A la una de la tarde con ocho minutos del 4 de marzo de 1933, FDR, como Roosevelt era conocido cariñosamente, juró como presidente. Fue en su discurso inaugural cuando dijo las palabras que resonaron en el alma de sus conciudadanos: “A lo único que hay tenerle miedo es al miedo”. La primera medida de FDR fue llamar al Congreso a una sesión extraordinaria por 100 días. Luego invocó una ley de la Primera Guerra Mundial para declarar un feriado bancario nacional durante una semana.

Cuando el feriado terminó, cinco mil bancos (de un total de 20 mil) no abrieron sus puertas, por estar en malas condiciones financieras. En una alocución radial, el nuevo presidente le aseguró a la ciudadanía que los bancos que sí abrirían eran sumamente sólidos e instó al público a tener confianza. La gente le creyó, y durante los próximos días volvieron a depositar su dinero en los bancos reabiertos. La catástrofe total se había evitado, y con ello se salvó al capitalismo. Aunque, claro, el capitalismo que emerge con el New Deal es muy diferente al capitalismo salvaje del primer tercio del siglo XX.

Los 100 días de Roosevelt fueron una verdadera revolución. Se aprobó una ley que racionalizaba el funcionamiento del aparato público, el país abandonó el patrón oro para muchos, una camisa de fuerza que ahogaba a la economía-, se contrataron a cientos de miles de jóvenes para reforestar terrenos erosionados, se creó la compañía pública de electricidad más grande del mundo occidental (la Tennessee Valley Authority), se aprobaron leyes que ayudaban a los deudores pequeños, se legisló a favor de los agricultores y se creó el sistema de obras públicas más masivo que haya nunca visto la humanidad. Además -y esto es muy importante- se dieron los primeros pasos para terminar con la odiosa prohibición que había declarado ilegal el consumo de alcohol.

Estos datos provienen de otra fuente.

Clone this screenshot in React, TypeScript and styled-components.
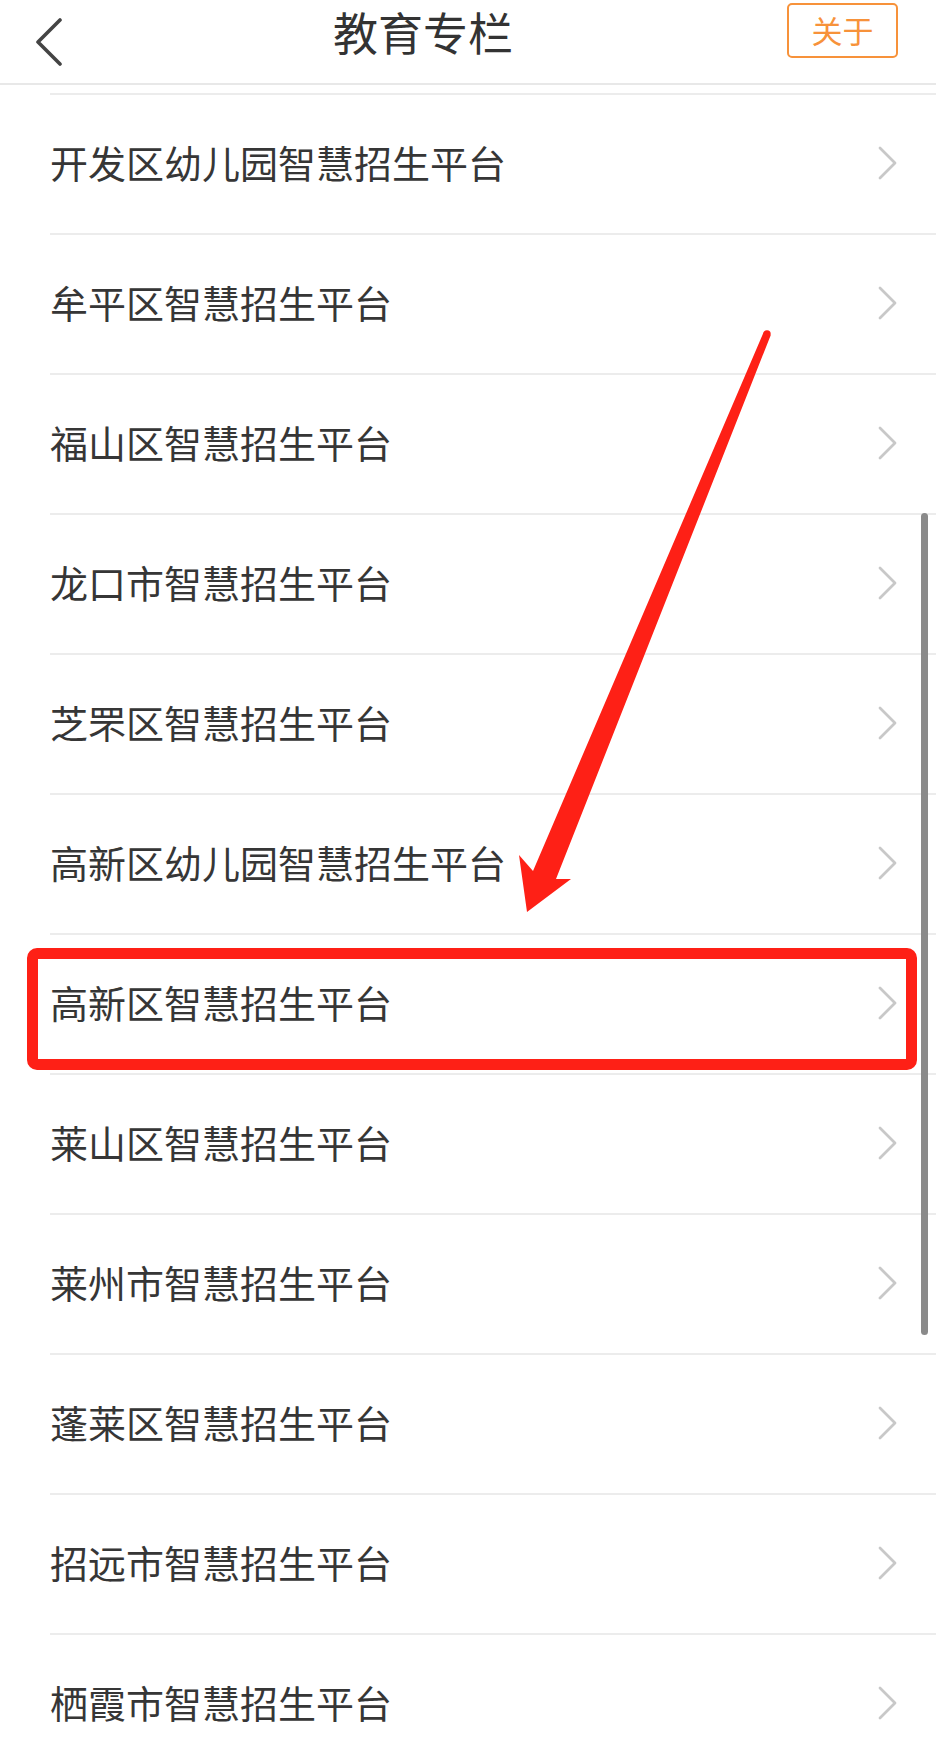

Los 100 días de Roosevelt se basaron en grandes ideas, en una visión diferente del país, en una perspectiva donde la solidaridad y la ayuda estatal tenían un rol esencial y donde el individualismo pasaba a un segundo plano. Se trataba, efectivamente, de instaurar un “Nuevo Trato” (New Deal), visión que FDR había lanzado en agosto de 1932, en un discurso de campaña en Chicago.

FDR y MB

Son muchas las diferencias entre los 100 días de Roosevelt y las 50 medidas presentadas por la candidatura de MB.

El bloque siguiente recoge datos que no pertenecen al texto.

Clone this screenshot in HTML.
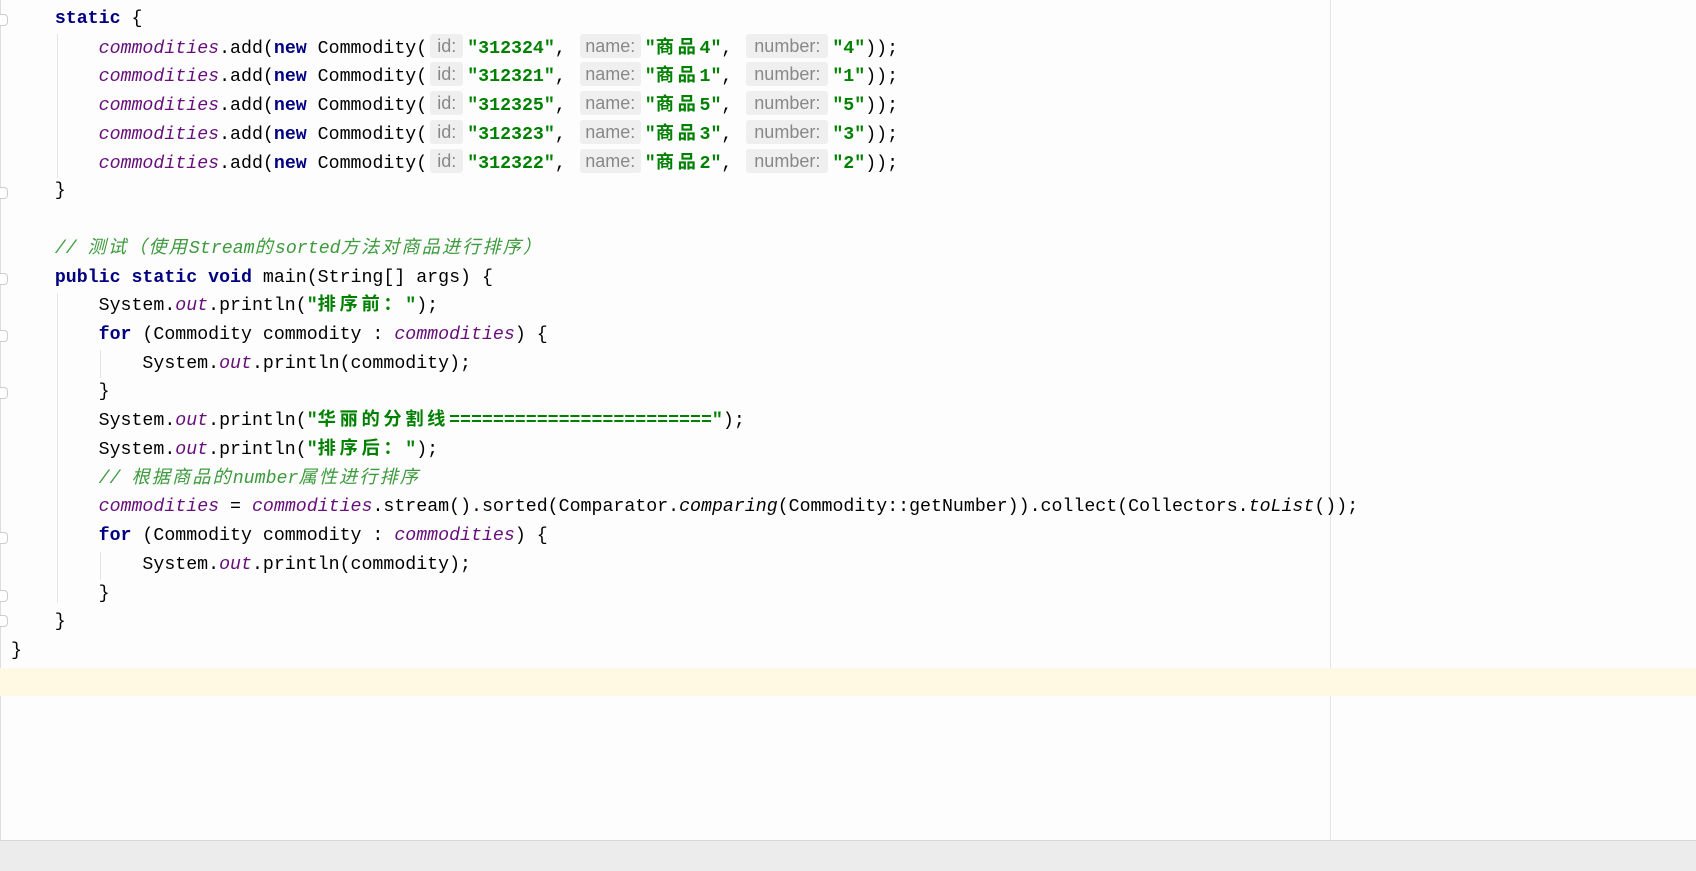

Una diferencia obvia es que FDR inicia su cruzada en medio de la peor crisis de la historia moderna. Y esa crisis no sólo afectaba a los EE.UU.; era una crisis mundial, era una crisis económica y era una crisis política. En septiembre de 1931, el Reino Unido se vio obligado a devaluar la libra, y un día después de la llegada de Roosevelt a la Casa Blanca, el Reichstag le entregó poderes extraordinarios a Adolf Hitler. En los años 30 estaban en juego la economía, la libertad, la supervivencia de un pueblo completo y la democracia.

En contraste, Chile vive hoy un momento de relativa holgura económica. Es verdad que hay gente que lo pasa mal, pero nada comparado con los años 30.

Pero quizás la diferencia más importante es que en la lista de los 100 días de MB no hay grandes ideas; se trata, más bien, de pequeños pasos, de minucias, de miscelánea política, de medidas tímidas. Pero, claro, eso no significa que la candidata no tenga esas grandes ideas; lo más probable es que las tenga. Pero hasta ahora no las ha articulado con claridad ni en detalle. Ha habido muchas generalidades y una escasez de detalles. Dicen que eso ya viene, que aparecerá cuando MB presente su programa de gobierno. Es posible, pero la verdad de las cosas es que los programas paridos por comités y comisiones nunca son muy excitantes; suelen tener poco brillo.

Como he argumentado con anterioridad, la idea central para el próximo gobierno debiera ser transformar a Chile en un país moderno. Y eso, como también he dicho, va más allá de un asunto puramente económico. Tiene que ver, especialmente, con un cambio cultural, con derrotar a la burocracia, con disminuir el rol de los notarios a su mínima expresión, con lograr acuerdos políticos de envergadura, con potenciar el rol de las mujeres en todas las esferas del quehacer nacional, con revisar a fondo la política de infraestructura, con tener una Constitución legítima, con reivindicar lo público en muchas áreas de nuestra vida, con aprobar leyes que aumenten los ámbitos de la libertad, de la tolerancia y de la inclusividad.

Todo esto debe hacerse mientras se perfecciona y se ahonda el sistema de mercado, mientras se fomenta la competencia, se castigan las prácticas monopólicas y se protege a los consumidores. Debe impulsarse un sistema donde todos los ciudadanos tengan acceso a niveles mínimos de servicios y, al mismo tiempo, se premien el esfuerzo personal y la dedicación, el tesón y la perseverancia.

Si algo nos enseña la historia de la Gran Depresión es que se debe pensar en grande, que hay que vencer el miedo y que vale la pena luchar por construir un país moderno.